* Work to be completed *
Print all of the lines exactly. Any picture among them stays out.

:: Data

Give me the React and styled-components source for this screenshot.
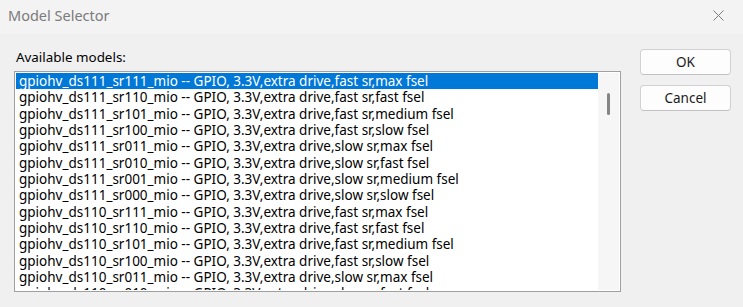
import React from "react";
import styled, { createGlobalStyle } from "styled-components";

const GlobalStyle = createGlobalStyle`
  html, body {
    margin: 0;
    padding: 0;
    background: #f0f0f0;
  }
  body {
    font-family: "Noto Sans", "Open Sans", sans-serif;
  }
`;

const Window = styled.div`
  width: 743px;
  height: 307px;
  display: flex;
  flex-direction: column;
  background: #f0f0f0;
  overflow: hidden;
`;

const TitleBar = styled.div`
  height: 34px;
  flex: none;
  display: flex;
  align-items: center;
  justify-content: space-between;
  padding: 0 19px 4px 8px;
  box-sizing: border-box;
  background: #f3f3f3;
`;

const Title = styled.span`
  font-size: 14.5px;
  color: #7b7b7b;
`;

const CloseIcon = styled.svg`
  width: 11px;
  height: 11px;
  stroke: #7d7d7d;
  stroke-width: 1;
`;

const Body = styled.div`
  flex: 1;
  display: flex;
  gap: 19px;
  padding: 15px 12px 0 14px;
`;

const LeftColumn = styled.div`
  width: 607px;
  display: flex;
  flex-direction: column;
`;

const Label = styled.div`
  font-size: 13.4px;
  line-height: 16px;
  color: #000;
  padding-left: 2px;
  margin-bottom: 6px;
`;

const ListBox = styled.div`
  height: 221px;
  box-sizing: border-box;
  border: 1px solid #a0a0a0;
  background: #fff;
  padding: 1px;
  display: flex;
  overflow: hidden;
`;

const Rows = styled.div`
  flex: 1;
  overflow: hidden;
`;

const Row = styled.div`
  height: 16.35px;
  line-height: 16px;
  padding-left: 3px;
  font-size: 13.5px;
  white-space: nowrap;
  color: ${(p) => (p.$selected ? "#fff" : "#000")};
  background: ${(p) => (p.$selected ? "#0078d7" : "transparent")};
`;

const ScrollTrack = styled.div`
  width: 21px;
  flex: none;
  background: #f6f6f6;
  display: flex;
  justify-content: center;
  padding-top: 20px;
  box-sizing: border-box;
`;

const Thumb = styled.div`
  width: 3px;
  height: 22px;
  border-radius: 2px;
  background: #858585;
`;

const ButtonColumn = styled.div`
  display: flex;
  flex-direction: column;
  gap: 10px;
`;

const Button = styled.button`
  width: 91px;
  height: 26px;
  box-sizing: border-box;
  border: 1px solid #d1d1d1;
  border-bottom-color: #c2c2c2;
  border-radius: 4px;
  background: #fdfdfd;
  font-family: "Noto Sans", "Open Sans", sans-serif;
  font-size: 13.5px;
  color: #1a1a1a;
  padding: 0;
`;

const speeds = { "11": "max", "10": "fast", "01": "medium", "00": "slow" };

const models = [];
["111", "110"].forEach((ds) => {
  ["111", "110", "101", "100", "011", "010", "001", "000"].forEach((sr) => {
    models.push(
      `gpiohv_ds${ds}_sr${sr}_mio -- GPIO, 3.3V,extra drive,${
        sr[0] === "1" ? "fast" : "slow"
      } sr,${speeds[sr.slice(1)]} fsel`
    );
  });
});

const App = () => (
  <>
    <GlobalStyle />
    <Window>
      <TitleBar>
        <Title>Model Selector</Title>
        <CloseIcon viewBox="0 0 11 11">
          <path d="M0.5 0.5 L10.5 10.5 M10.5 0.5 L0.5 10.5" />
        </CloseIcon>
      </TitleBar>
      <Body>
        <LeftColumn>
          <Label>Available models:</Label>
          <ListBox>
            <Rows>
              {models.slice(0, 14).map((m, i) => (
                <Row key={m} $selected={i === 0}>
                  {m}
                </Row>
              ))}
            </Rows>
            <ScrollTrack>
              <Thumb />
            </ScrollTrack>
          </ListBox>
        </LeftColumn>
        <ButtonColumn>
          <Button>OK</Button>
          <Button>Cancel</Button>
        </ButtonColumn>
      </Body>
    </Window>
  </>
);

export default App;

::::

* Result of the exercise *
Give me the React and styled-components source for this screenshot.
import React from "react";
import styled, { createGlobalStyle } from "styled-components";

const GlobalStyle = createGlobalStyle`
  html, body {
    margin: 0;
    padding: 0;
    background: #f0f0f0;
  }
  body {
    font-family: "Noto Sans", "Open Sans", sans-serif;
  }
`;

const Window = styled.div`
  width: 743px;
  height: 307px;
  display: flex;
  flex-direction: column;
  background: #f0f0f0;
  overflow: hidden;
`;

const TitleBar = styled.div`
  height: 34px;
  flex: none;
  display: flex;
  align-items: center;
  justify-content: space-between;
  padding: 0 19px 4px 8px;
  box-sizing: border-box;
  background: #f3f3f3;
`;

const Title = styled.span`
  font-size: 14.5px;
  color: #7b7b7b;
`;

const CloseIcon = styled.svg`
  width: 11px;
  height: 11px;
  stroke: #7d7d7d;
  stroke-width: 1;
`;

const Body = styled.div`
  flex: 1;
  display: flex;
  gap: 19px;
  padding: 15px 12px 0 14px;
`;

const LeftColumn = styled.div`
  width: 607px;
  display: flex;
  flex-direction: column;
`;

const Label = styled.div`
  font-size: 13.4px;
  line-height: 16px;
  color: #000;
  padding-left: 2px;
  margin-bottom: 6px;
`;

const ListBox = styled.div`
  height: 221px;
  box-sizing: border-box;
  border: 1px solid #a0a0a0;
  background: #fff;
  padding: 1px;
  display: flex;
  overflow: hidden;
`;

const Rows = styled.div`
  flex: 1;
  overflow: hidden;
`;

const Row = styled.div`
  height: 16.35px;
  line-height: 16px;
  padding-left: 3px;
  font-size: 13.5px;
  white-space: nowrap;
  color: ${(p) => (p.$selected ? "#fff" : "#000")};
  background: ${(p) => (p.$selected ? "#0078d7" : "transparent")};
`;

const ScrollTrack = styled.div`
  width: 21px;
  flex: none;
  background: #f6f6f6;
  display: flex;
  justify-content: center;
  padding-top: 20px;
  box-sizing: border-box;
`;

const Thumb = styled.div`
  width: 3px;
  height: 22px;
  border-radius: 2px;
  background: #858585;
`;

const ButtonColumn = styled.div`
  display: flex;
  flex-direction: column;
  gap: 10px;
`;

const Button = styled.button`
  width: 91px;
  height: 26px;
  box-sizing: border-box;
  border: 1px solid #d1d1d1;
  border-bottom-color: #c2c2c2;
  border-radius: 4px;
  background: #fdfdfd;
  font-family: "Noto Sans", "Open Sans", sans-serif;
  font-size: 13.5px;
  color: #1a1a1a;
  padding: 0;
`;

const speeds = { "11": "max", "10": "fast", "01": "medium", "00": "slow" };

const models = [];
["111", "110"].forEach((ds) => {
  ["111", "110", "101", "100", "011", "010", "001", "000"].forEach((sr) => {
    models.push(
      `gpiohv_ds${ds}_sr${sr}_mio -- GPIO, 3.3V,extra drive,${
        sr[0] === "1" ? "fast" : "slow"
      } sr,${speeds[sr.slice(1)]} fsel`
    );
  });
});

const App = () => (
  <>
    <GlobalStyle />
    <Window>
      <TitleBar>
        <Title>Model Selector</Title>
        <CloseIcon viewBox="0 0 11 11">
          <path d="M0.5 0.5 L10.5 10.5 M10.5 0.5 L0.5 10.5" />
        </CloseIcon>
      </TitleBar>
      <Body>
        <LeftColumn>
          <Label>Available models:</Label>
          <ListBox>
            <Rows>
              {models.slice(0, 14).map((m, i) => (
                <Row key={m} $selected={i === 0}>
                  {m}
                </Row>
              ))}
            </Rows>
            <ScrollTrack>
              <Thumb />
            </ScrollTrack>
          </ListBox>
        </LeftColumn>
        <ButtonColumn>
          <Button>OK</Button>
          <Button>Cancel</Button>
        </ButtonColumn>
      </Body>
    </Window>
  </>
);

export default App;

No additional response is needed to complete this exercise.